Cendant Corp. posted net profit on Monday of $537 million in the fourth quarter despite weakness at its international travel services division.

Profit for the New York-based owner of online travel agency Orbitz, Avis car rental, Days Inn and the Century 21 real estate brand compared with net income of $357 million a year earlier.

Cendant reported earnings per share of 23 cents for the quarter, after adjustments for special items. That figure compared with 33 cents per share in the year-ago period.

Without special adjustments, Cendant reported a per share loss from continuing operations of 4 cents.

The company warned in December that challenges in its travel distribution unit would weigh on its quarterly earnings.

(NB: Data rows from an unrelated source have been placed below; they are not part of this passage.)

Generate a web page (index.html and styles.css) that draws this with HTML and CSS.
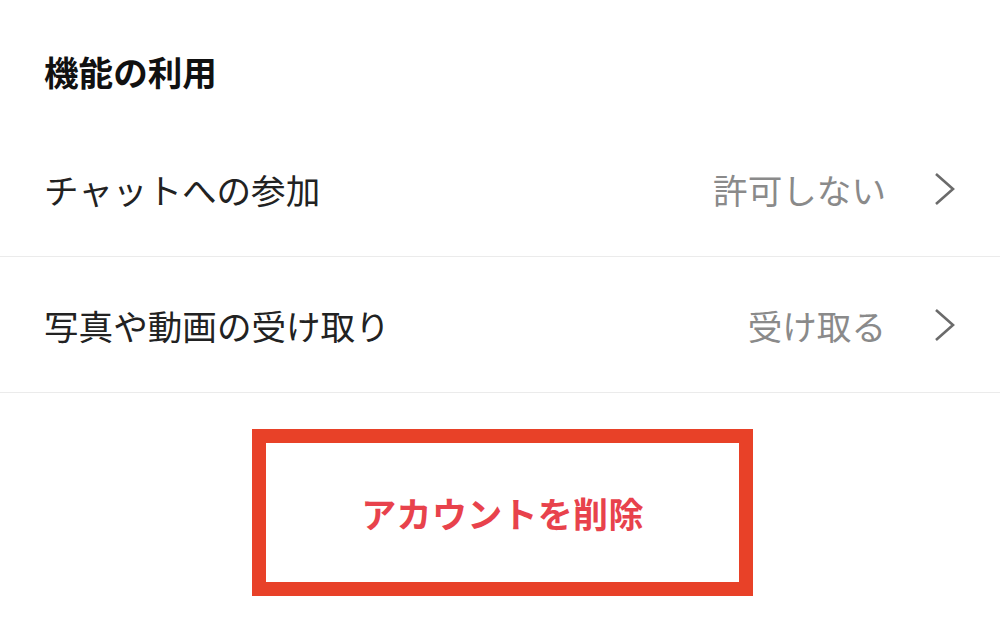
FILE: index.html
```html
<!DOCTYPE html>
<html lang="ja">
<head>
<meta charset="utf-8">
<link rel="stylesheet" href="styles.css">
</head>
<body>
<div class="page">
  <div class="section-title">機能の利用</div>
  <div class="row">
    <span class="label">チャットへの参加</span>
    <span class="value">許可しない</span>
    <svg class="chev" viewBox="0 0 22 34" width="22" height="34"><path d="M2 2 L19 17 L2 32" fill="none" stroke="#6b6b6b" stroke-width="2.6"/></svg>
  </div>
  <div class="row">
    <span class="label">写真や動画の受け取り</span>
    <span class="value">受け取る</span>
    <svg class="chev" viewBox="0 0 22 34" width="22" height="34"><path d="M2 2 L19 17 L2 32" fill="none" stroke="#6b6b6b" stroke-width="2.6"/></svg>
  </div>
  <div class="btn-wrap">
    <div class="delete-btn">アカウントを削除</div>
  </div>
</div>
</body>
</html>
```
FILE: styles.css
```css
html, body {
  margin: 0;
  padding: 0;
  background: #ffffff;
}
body {
  font-family: "Noto Sans CJK JP", "Noto Sans", sans-serif;
  width: 1000px;
  height: 639px;
  overflow: hidden;
}
.section-title {
  height: 121px;
  box-sizing: border-box;
  padding: 47px 0 0 44px;
  font-size: 34.6px;
  line-height: 48px;
  font-weight: 700;
  color: #111;
}
.row {
  display: flex;
  align-items: center;
  height: 136px;
  box-sizing: border-box;
  padding: 0 44px 0 44px;
  border-bottom: 1.5px solid #ebebeb;
}
.label {
  flex: 1;
  font-size: 34.6px;
  color: #222;
  line-height: 48px;
}
.value {
  font-size: 34.6px;
  color: #8a8a8a;
  line-height: 48px;
  margin-right: 48px;
}
.chev {
  display: block;
}
.btn-wrap {
  padding: 36px 0 0 252px;
}
.delete-btn {
  width: 501px;
  height: 167px;
  box-sizing: border-box;
  border: 14px solid #e84128;
  display: flex;
  align-items: center;
  justify-content: center;
  font-size: 35px;
  font-weight: 700;
  letter-spacing: 0.3px;
  color: #e8424c;
}
```
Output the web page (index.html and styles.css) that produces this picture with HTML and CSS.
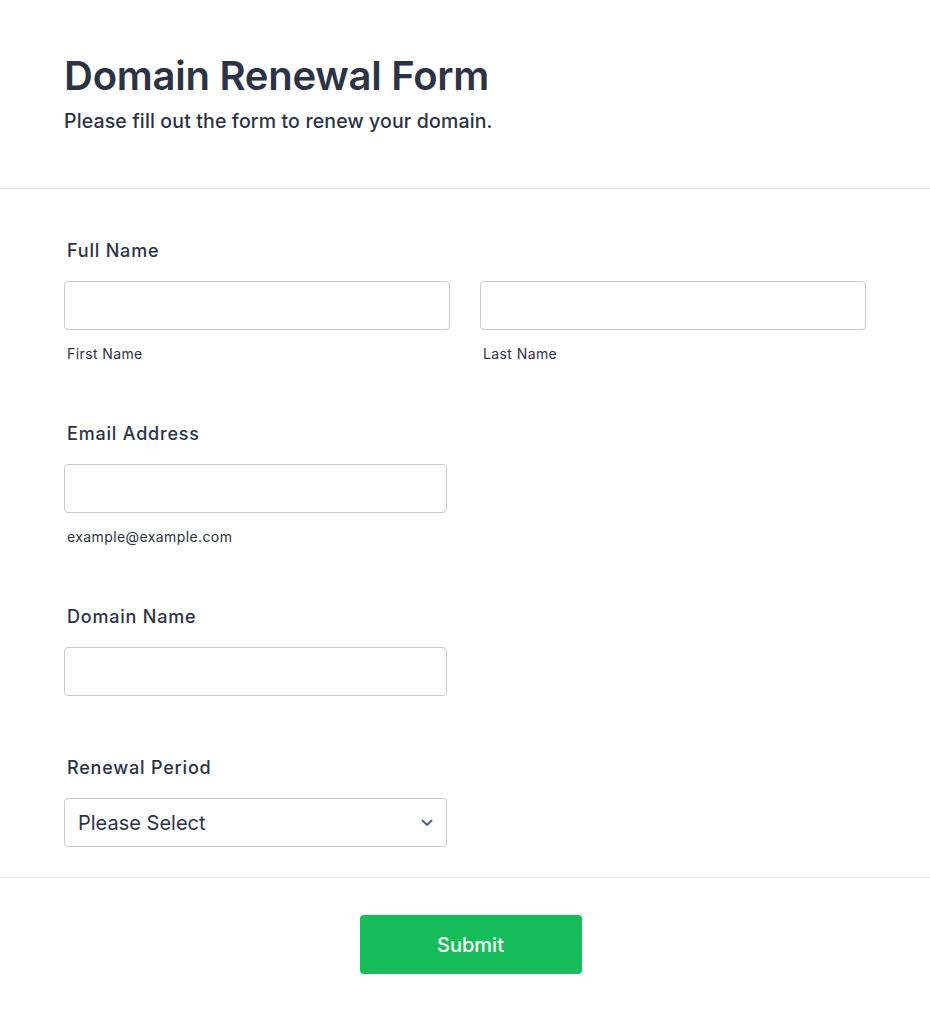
FILE: index.html
```html
<!DOCTYPE html>
<html lang="en">
<head>
<meta charset="utf-8">
<title>Domain Renewal Form</title>
<link rel="stylesheet" href="styles.css">
</head>
<body>
<div class="form">
  <header class="form-header">
    <h1 class="title">Domain Renewal Form</h1>
    <p class="subtitle">Please fill out the form to renew your domain.</p>
  </header>
  <section class="form-body">
    <div class="field field-name">
      <label class="label">Full Name</label>
      <div class="name-row">
        <div class="name-col">
          <input class="input" type="text">
          <span class="sublabel">First Name</span>
        </div>
        <div class="name-col">
          <input class="input" type="text">
          <span class="sublabel">Last Name</span>
        </div>
      </div>
    </div>
    <div class="field field-email">
      <label class="label">Email Address</label>
      <input class="input input-half" type="text">
      <span class="sublabel">example@example.com</span>
    </div>
    <div class="field field-domain">
      <label class="label">Domain Name</label>
      <input class="input input-half" type="text">
    </div>
    <div class="field field-period">
      <label class="label">Renewal Period</label>
      <div class="select input-half">
        <span class="select-text">Please Select</span>
        <svg class="chevron" width="12" height="8" viewBox="0 0 12 8"><path d="M1.5 1.5 L6 6 L10.5 1.5" fill="none" stroke="#57647e" stroke-width="2" stroke-linecap="round" stroke-linejoin="round"/></svg>
      </div>
    </div>
  </section>
  <footer class="form-footer">
    <button class="submit" type="button">Submit</button>
  </footer>
</div>
</body>
</html>
```
FILE: styles.css
```css
* { box-sizing: border-box; }
html, body { margin: 0; padding: 0; background: #fff; }
body {
  font-family: Inter, "Noto Sans", sans-serif;
  color: #2c3345;
}
.form-header {
  padding: 52px 64px 53px;
  border-bottom: 1px solid #d8dde8;
}
.title {
  margin: 0;
  font-size: 40px;
  line-height: 48px;
  font-weight: 600;
  letter-spacing: -0.25px;
}
.subtitle {
  margin: 8px 0 0;
  font-size: 19.5px;
  line-height: 27px;
  font-weight: 450;
  letter-spacing: 0.14px;
}
.form-body {
  padding: 48px 64px 30px;
  border-bottom: 1px solid #e6e7ee;
}
.field { display: flex; flex-direction: column; }
.label {
  display: block;
  font-size: 18px;
  line-height: 27px;
  font-weight: 500;
  letter-spacing: 0.8px;
  padding-left: 3px;
  margin-bottom: 17px;
}
.name-row { display: flex; gap: 30px; }
.name-col { flex: 1; display: flex; flex-direction: column; }
.input {
  display: block;
  width: 100%;
  height: 49px;
  border: 1px solid #c3cad8;
  border-radius: 4px;
  background: #fff;
  margin: 0;
  padding: 0 12px;
  font: inherit;
}
.input-half { width: 383px; }
.sublabel {
  display: block;
  font-size: 14px;
  line-height: 20px;
  letter-spacing: 0.4px;
  padding-left: 3px;
  margin-top: 14px;
  color: #2c3345;
}
.field-name { margin-bottom: 56px; }
.field-email { margin-bottom: 56px; }
.field-domain { margin-bottom: 58px; }
.select {
  height: 49px;
  border: 1px solid #c3cad8;
  border-radius: 4px;
  display: flex;
  align-items: center;
  justify-content: space-between;
  padding: 0 13px 0 13px;
}
.select-text {
  font-size: 20px;
  line-height: 24px;
  color: #2c3345;
}
.chevron { display: block; }
.form-footer {
  display: flex;
  justify-content: center;
  padding: 37px 0 50px;
}
.submit {
  width: 222px;
  height: 59px;
  border: 0;
  border-radius: 4px;
  background: #18bd5b;
  color: #fff;
  font-family: Inter, "Noto Sans", sans-serif;
  font-size: 20px;
  font-weight: 500;
  margin-left: 11px;
}
```
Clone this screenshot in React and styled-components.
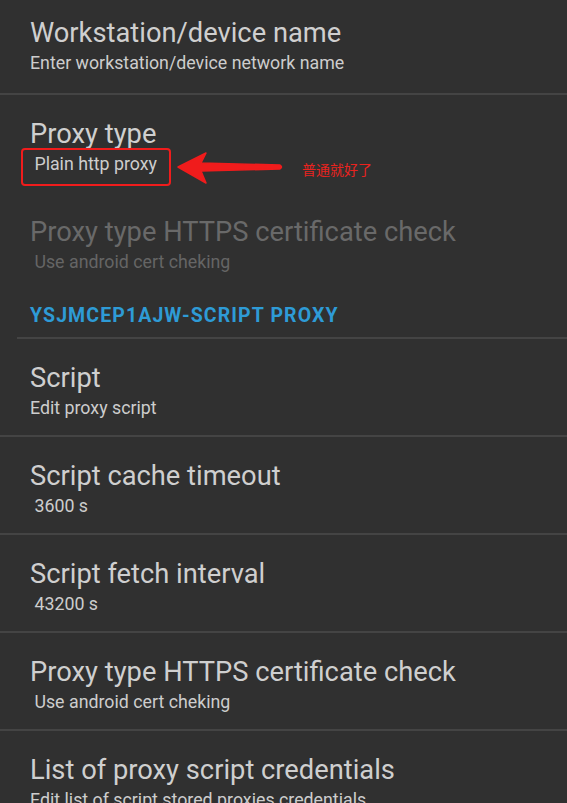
import React from "react";
import styled, { createGlobalStyle } from "styled-components";

const GlobalStyle = createGlobalStyle`
  html, body {
    margin: 0;
    padding: 0;
    background: #303030;
  }
  body {
    font-family: Roboto, "Noto Sans", sans-serif;
    overflow: hidden;
  }
`;

const Screen = styled.div`
  width: 567px;
  height: 803px;
  overflow: hidden;
  position: relative;
  background: #303030;
`;

const List = styled.div`
  display: flex;
  flex-direction: column;
  margin-top: -6px;
`;

const Item = styled.div`
  height: ${(p) => p.$h || 98}px;
  box-sizing: border-box;
  padding: 24px 30px 0;
  display: flex;
  flex-direction: column;
  border-bottom: ${(p) => (p.$divider ? "2px solid #444" : "none")};
`;

const Title = styled.div`
  font-size: 27.3px;
  line-height: 30px;
  color: ${(p) => (p.$disabled ? "#696969" : "#cfcfcf")};
  white-space: nowrap;
`;

const Summary = styled.div`
  font-size: 17.8px;
  line-height: 30px;
  color: ${(p) => (p.$disabled ? "#656565" : "#cdcdcd")};
  white-space: pre;
`;

const SectionHeader = styled.div`
  height: 46px;
  padding: 3px 30px 0;
  box-sizing: border-box;
  display: flex;
  align-items: center;
  font-size: 19.5px;
  font-weight: 700;
  color: #2e9bd6;
  letter-spacing: 1.1px;
`;

const SectionDivider = styled.div`
  height: 2px;
  margin-left: 17px;
  background: #444;
`;

const Note = styled.div`
  position: absolute;
  left: 302px;
  top: 159px;
  font-family: "Noto Sans CJK SC", sans-serif;
  font-size: 14px;
  color: #e8231f;
`;

const Callout = styled.div`
  position: absolute;
  left: 21px;
  top: 148px;
  width: 150px;
  height: 38px;
  box-sizing: border-box;
  border: 2px solid #f01c1c;
  border-radius: 4px;
`;

const Arrow = styled.svg`
  position: absolute;
  left: 176px;
  top: 150px;
`;

const items = [
  { title: "Proxy type", summary: " Plain http proxy" },
  { title: "Proxy type HTTPS certificate check", summary: " Use android cert cheking", disabled: true },
];

const scriptItems = [
  { title: "Script", summary: "Edit proxy script" },
  { title: "Script cache timeout", summary: " 3600 s" },
  { title: "Script fetch interval", summary: " 43200 s" },
  { title: "Proxy type HTTPS certificate check", summary: " Use android cert cheking" },
  { title: "List of proxy script credentials", summary: "Edit list of script stored proxies credentials" },
];

export default function App() {
  return (
    <Screen>
      <GlobalStyle />
      <List>
        <Item $divider $h={101}>
          <Title>Workstation/device name</Title>
          <Summary>Enter workstation/device network name</Summary>
        </Item>
        {items.map((it) => (
          <Item key={it.title} $h={98}>
            <Title $disabled={it.disabled}>{it.title}</Title>
            <Summary $disabled={it.disabled}>{it.summary}</Summary>
          </Item>
        ))}
        <SectionHeader>YSJMCEP1AJW-SCRIPT PROXY</SectionHeader>
        <SectionDivider />
        {scriptItems.map((it) => (
          <Item key={it.title + it.summary} $divider>
            <Title>{it.title}</Title>
            <Summary>{it.summary}</Summary>
          </Item>
        ))}
      </List>
      <Callout />
      <Arrow width="110" height="36" viewBox="0 0 110 36">
        <path
          d="M2 17 L30 3 L25 13 L104 15 Q107 17 104 19 L25 21 L30 33 Z"
          fill="#f01c1c"
          stroke="#f01c1c"
          strokeLinejoin="round"
          strokeWidth="1.5"
        />
      </Arrow>
      <Note>普通就好了</Note>
    </Screen>
  );
}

The company took a pretax impairment charge of $425 million linked to the performance of the company's online consumer travel business, mainly its Ebookers unit. Ebookers is Europe's No. 2 travel Web site that experienced a shortfall in bookings.

Cendant reported 7 percent increase in revenue for the fourth quarter to $4.3 billion.

Details: Travel Distribution Services Divison

Revenue increased primarily due to growth in online travel agency and other consumer travel businesses.

The acquisitions of Orbitz and Gullivers contributed to revenue and EBITDA, while the acquisition of ebookers contributed to revenue but reduced EBITDA by $10 million.

On an organic basis, Cendant's online travel businesses grew gross bookings by 16% and achieved higher EBITDA margins. Revenue from GDS and Supplier Services declined 2%, as a 6% increase in global GDS segment volume was offset by decreased subscriber fee income.

Despite increased revenue, EBITDA declined primarily due to a previously announced non-cash impairment charge of $425 million, pretax, ($256 million or $0.25 per share, after tax) principally associated with the Company's online consumer travel businesses, largely ebookers, as well as severance costs of $12 million.

In addition, EBITDA comparisons were negatively impacted by $10 million relating to previously disclosed benefit plan changes that reduced expenses in fourth quarter 2004.